When Congress and the President disagree about the legality of a military action, the courts have consistently refused to step in. Federal courts treat most war powers disputes as “political questions” that the Constitution assigns to the elected branches rather than the judiciary. As the Library of Congress explains, the political question doctrine holds that certain issues “are either entrusted solely to another branch of government or are beyond the competence of the Judiciary to review,” and finding that an issue qualifies as a political question “divests federal courts of jurisdiction.”11Constitution Annotated. Overview of Political Question Doctrine
The clearest illustration is Campbell v. Clinton, where members of Congress sued to challenge the legality of the 1999 air campaign against Yugoslavia. The D.C. Circuit held that the lawmakers lacked standing because they still had political tools available to stop the conflict: they could have passed a law prohibiting the use of forces, cut off funding through appropriations, or even pursued impeachment.
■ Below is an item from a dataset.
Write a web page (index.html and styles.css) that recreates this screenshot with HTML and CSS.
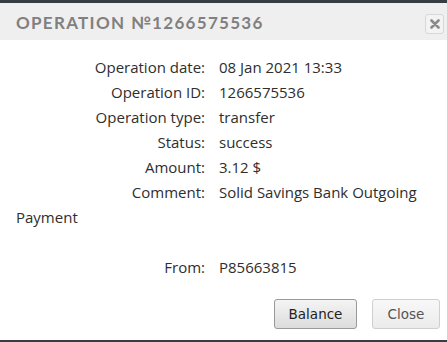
FILE: index.html
```html
<!DOCTYPE html>
<html>
<head>
<meta charset="utf-8">
<link rel="stylesheet" href="styles.css">
</head>
<body>
<div class="dialog">
  <div class="titlebar">
    <span class="title">OPERATION №1266575536</span>
    <button class="x-btn" aria-label="close"><svg width="10" height="10" viewBox="0 0 10 10"><path d="M1.5 1.5 L8.5 8.5 M8.5 1.5 L1.5 8.5" stroke="#8a8a8a" stroke-width="2.6" stroke-linecap="round"/></svg></button>
  </div>
  <div class="content">
    <div class="row"><span class="lbl">Operation date:</span>08 Jan 2021 13:33</div>
    <div class="row"><span class="lbl">Operation ID:</span>1266575536</div>
    <div class="row"><span class="lbl">Operation type:</span>transfer</div>
    <div class="row"><span class="lbl">Status:</span>success</div>
    <div class="row"><span class="lbl">Amount:</span>3.12 $</div>
    <div class="row"><span class="lbl">Comment:</span>Solid Savings Bank Outgoing Payment</div>
    <div class="row empty"></div>
    <div class="row"><span class="lbl">From:</span>P85663815</div>
  </div>
  <div class="buttons">
    <button class="btn btn-balance">Balance</button>
    <button class="btn btn-light">Close</button>
  </div>
</div>
</body>
</html>
```
FILE: styles.css
```css
html, body { margin: 0; padding: 0; }
body {
  width: 447px;
  height: 342px;
  background: #ffffff;
  border-top: 3px solid #363e43;
  border-bottom: 2px solid #363e43;
  box-sizing: border-box;
  overflow: hidden;
}
.dialog { display: flex; flex-direction: column; height: 100%; }
.titlebar {
  height: 37px;
  background: #efefef;
  display: flex;
  align-items: center;
  justify-content: space-between;
  padding: 0 3px 0 16px;
}
.title {
  font-family: "Lato", sans-serif;
  font-size: 17px;
  letter-spacing: 1.3px;
  color: #808080;
  font-weight: 700;
  margin-top: 2px;
}
.x-btn {
  width: 19px;
  height: 20px;
  padding: 0;
  border: 1px solid #d8d8d8;
  border-radius: 3px;
  background: #f3f3f3;
  display: flex;
  align-items: center;
  justify-content: center;
  margin-top: 4px;
}
.content {
  padding: 15px 16px 0 16px;
  font-family: "Open Sans", sans-serif;
  font-size: 15px;
  font-weight: 500;
  line-height: 25px;
  color: #2e2e2e;
  flex: 1;
}
.row { min-height: 25px; }
.lbl {
  display: inline-block;
  width: 189px;
  text-align: right;
  margin-right: 14px;
}
.buttons {
  display: flex;
  justify-content: flex-end;
  gap: 15px;
  padding: 0 7px 11px 0;
}
.btn {
  height: 30px;
  padding: 0;
  font-family: "DejaVu Sans", sans-serif;
  font-size: 13.5px;
  color: #222;
  border: 1px solid #999;
  border-radius: 3px;
  background: linear-gradient(#f4f4f4, #dcdcdc);
}
.btn-balance { width: 83px; }
.btn-light {
  width: 68px;
  color: #555;
  border-color: #cfcfcf;
  background: linear-gradient(#f8f8f8, #ebebeb);
}
```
Because Congress had tried and failed to pass measures ending the operation, the court saw the dispute as a political disagreement that did not belong in federal court.
The practical effect of this judicial hands-off approach is significant. It means that when Congress and the President clash over war powers, the fight plays out through legislation, funding decisions, and public pressure rather than court orders. For someone trying to understand which branch actually controls military force, the honest answer is that the Constitution gives Congress the formal authority to declare war and fund the military, gives the President the authority to command forces in the field, and leaves the courts largely unwilling to referee the overlap between the two.